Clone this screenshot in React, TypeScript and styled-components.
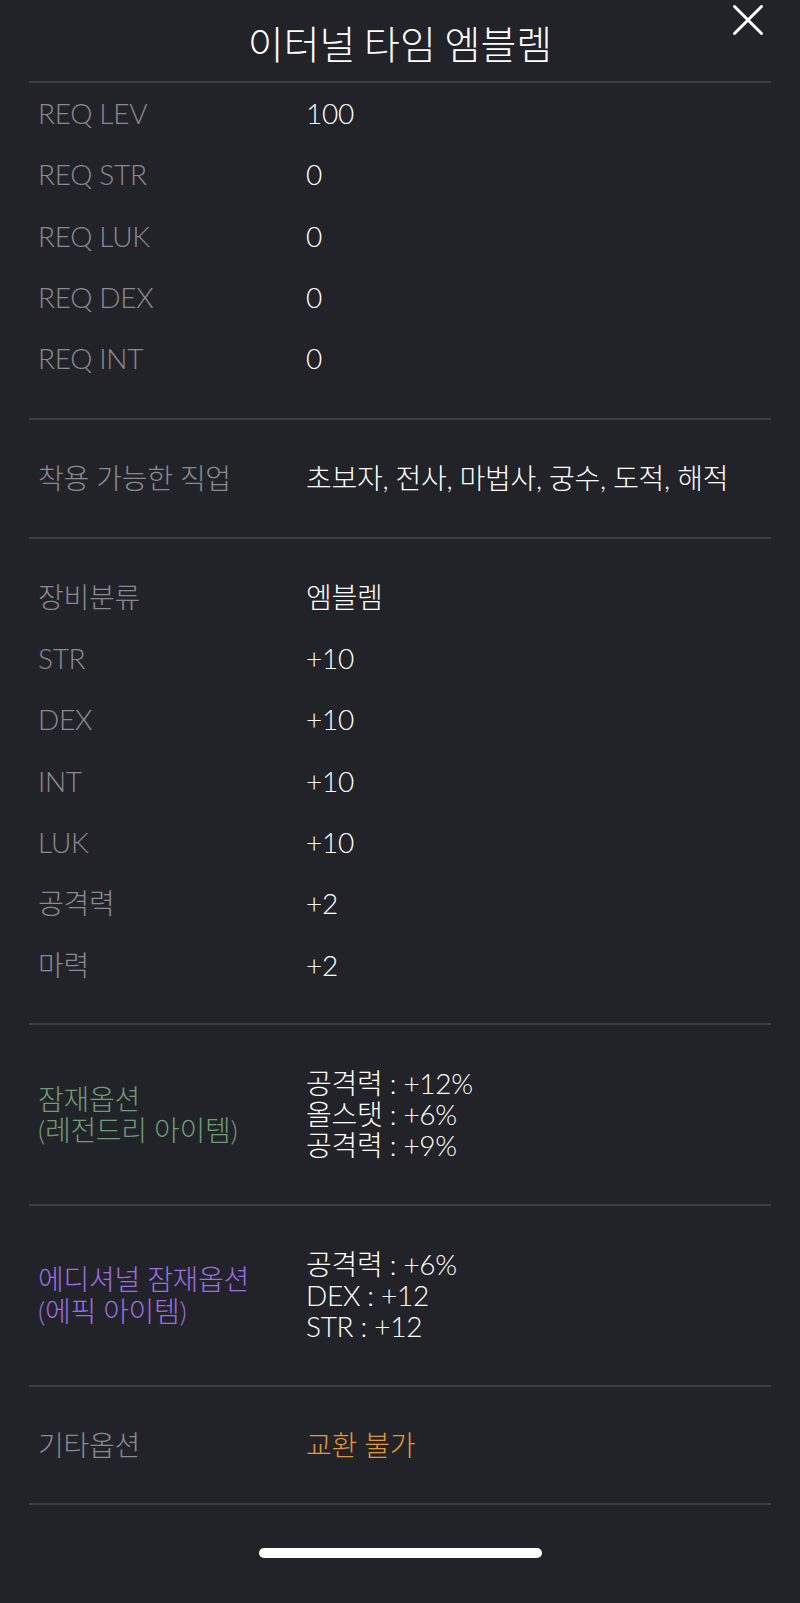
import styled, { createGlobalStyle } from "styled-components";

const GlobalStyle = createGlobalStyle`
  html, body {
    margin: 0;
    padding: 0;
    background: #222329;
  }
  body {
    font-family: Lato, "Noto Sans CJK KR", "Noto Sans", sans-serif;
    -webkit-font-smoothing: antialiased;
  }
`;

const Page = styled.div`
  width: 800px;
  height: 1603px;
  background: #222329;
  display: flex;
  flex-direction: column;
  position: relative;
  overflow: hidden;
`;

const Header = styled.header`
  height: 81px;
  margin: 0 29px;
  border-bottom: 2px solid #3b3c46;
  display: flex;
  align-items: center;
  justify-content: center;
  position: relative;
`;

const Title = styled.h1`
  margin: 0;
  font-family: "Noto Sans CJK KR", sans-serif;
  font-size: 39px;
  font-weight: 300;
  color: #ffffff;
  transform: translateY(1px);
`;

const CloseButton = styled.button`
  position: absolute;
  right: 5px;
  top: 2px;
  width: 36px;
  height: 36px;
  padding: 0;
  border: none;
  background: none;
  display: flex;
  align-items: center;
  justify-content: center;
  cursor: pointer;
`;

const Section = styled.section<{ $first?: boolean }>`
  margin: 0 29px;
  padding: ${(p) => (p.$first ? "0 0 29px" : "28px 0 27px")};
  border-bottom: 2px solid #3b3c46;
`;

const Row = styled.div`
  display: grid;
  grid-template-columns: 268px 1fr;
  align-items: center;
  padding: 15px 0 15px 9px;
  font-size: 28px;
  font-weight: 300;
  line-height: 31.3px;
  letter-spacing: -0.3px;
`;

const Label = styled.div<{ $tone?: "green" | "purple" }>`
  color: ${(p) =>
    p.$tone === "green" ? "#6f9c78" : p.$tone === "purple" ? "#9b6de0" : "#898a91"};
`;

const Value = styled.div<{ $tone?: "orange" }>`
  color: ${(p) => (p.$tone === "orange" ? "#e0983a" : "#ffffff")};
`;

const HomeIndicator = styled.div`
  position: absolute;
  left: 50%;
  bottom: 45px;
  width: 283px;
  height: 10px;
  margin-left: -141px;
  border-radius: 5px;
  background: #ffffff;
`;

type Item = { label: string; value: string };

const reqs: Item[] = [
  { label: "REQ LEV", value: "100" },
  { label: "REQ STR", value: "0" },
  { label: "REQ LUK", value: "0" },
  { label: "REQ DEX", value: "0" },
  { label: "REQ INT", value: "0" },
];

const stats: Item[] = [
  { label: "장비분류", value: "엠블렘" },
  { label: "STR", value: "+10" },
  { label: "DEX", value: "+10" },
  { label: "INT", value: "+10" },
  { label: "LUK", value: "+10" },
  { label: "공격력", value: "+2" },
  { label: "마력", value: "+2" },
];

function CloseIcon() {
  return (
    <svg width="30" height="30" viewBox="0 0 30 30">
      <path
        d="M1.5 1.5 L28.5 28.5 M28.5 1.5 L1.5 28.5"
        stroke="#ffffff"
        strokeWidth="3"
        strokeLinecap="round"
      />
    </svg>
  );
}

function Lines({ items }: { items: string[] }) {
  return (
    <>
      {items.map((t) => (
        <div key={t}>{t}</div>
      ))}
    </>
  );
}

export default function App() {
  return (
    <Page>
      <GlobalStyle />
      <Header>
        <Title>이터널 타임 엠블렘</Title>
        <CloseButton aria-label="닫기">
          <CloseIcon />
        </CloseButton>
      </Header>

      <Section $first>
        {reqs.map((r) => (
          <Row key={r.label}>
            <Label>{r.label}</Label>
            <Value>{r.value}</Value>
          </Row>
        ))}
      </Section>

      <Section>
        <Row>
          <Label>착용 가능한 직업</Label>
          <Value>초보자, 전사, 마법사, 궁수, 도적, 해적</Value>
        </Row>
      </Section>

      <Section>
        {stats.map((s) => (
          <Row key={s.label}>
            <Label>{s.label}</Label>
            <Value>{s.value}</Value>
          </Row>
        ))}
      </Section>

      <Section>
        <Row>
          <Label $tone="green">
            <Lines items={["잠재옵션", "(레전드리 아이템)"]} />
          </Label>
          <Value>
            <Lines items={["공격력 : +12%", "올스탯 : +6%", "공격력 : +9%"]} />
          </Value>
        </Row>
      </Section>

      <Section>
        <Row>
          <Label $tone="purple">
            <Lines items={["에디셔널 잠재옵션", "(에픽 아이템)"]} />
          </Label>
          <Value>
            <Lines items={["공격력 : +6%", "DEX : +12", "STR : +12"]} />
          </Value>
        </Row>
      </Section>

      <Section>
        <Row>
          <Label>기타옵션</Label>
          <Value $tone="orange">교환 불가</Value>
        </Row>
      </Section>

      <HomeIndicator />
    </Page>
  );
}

__________

From the first line above through the line containing "string; value: string", copy everything exactly, without the pictures.

- **SOLUTION FOR THIS TASK**
Clone this screenshot in React, TypeScript and styled-components.
import styled, { createGlobalStyle } from "styled-components";

const GlobalStyle = createGlobalStyle`
  html, body {
    margin: 0;
    padding: 0;
    background: #222329;
  }
  body {
    font-family: Lato, "Noto Sans CJK KR", "Noto Sans", sans-serif;
    -webkit-font-smoothing: antialiased;
  }
`;

const Page = styled.div`
  width: 800px;
  height: 1603px;
  background: #222329;
  display: flex;
  flex-direction: column;
  position: relative;
  overflow: hidden;
`;

const Header = styled.header`
  height: 81px;
  margin: 0 29px;
  border-bottom: 2px solid #3b3c46;
  display: flex;
  align-items: center;
  justify-content: center;
  position: relative;
`;

const Title = styled.h1`
  margin: 0;
  font-family: "Noto Sans CJK KR", sans-serif;
  font-size: 39px;
  font-weight: 300;
  color: #ffffff;
  transform: translateY(1px);
`;

const CloseButton = styled.button`
  position: absolute;
  right: 5px;
  top: 2px;
  width: 36px;
  height: 36px;
  padding: 0;
  border: none;
  background: none;
  display: flex;
  align-items: center;
  justify-content: center;
  cursor: pointer;
`;

const Section = styled.section<{ $first?: boolean }>`
  margin: 0 29px;
  padding: ${(p) => (p.$first ? "0 0 29px" : "28px 0 27px")};
  border-bottom: 2px solid #3b3c46;
`;

const Row = styled.div`
  display: grid;
  grid-template-columns: 268px 1fr;
  align-items: center;
  padding: 15px 0 15px 9px;
  font-size: 28px;
  font-weight: 300;
  line-height: 31.3px;
  letter-spacing: -0.3px;
`;

const Label = styled.div<{ $tone?: "green" | "purple" }>`
  color: ${(p) =>
    p.$tone === "green" ? "#6f9c78" : p.$tone === "purple" ? "#9b6de0" : "#898a91"};
`;

const Value = styled.div<{ $tone?: "orange" }>`
  color: ${(p) => (p.$tone === "orange" ? "#e0983a" : "#ffffff")};
`;

const HomeIndicator = styled.div`
  position: absolute;
  left: 50%;
  bottom: 45px;
  width: 283px;
  height: 10px;
  margin-left: -141px;
  border-radius: 5px;
  background: #ffffff;
`;

type Item = { label: string; value: string };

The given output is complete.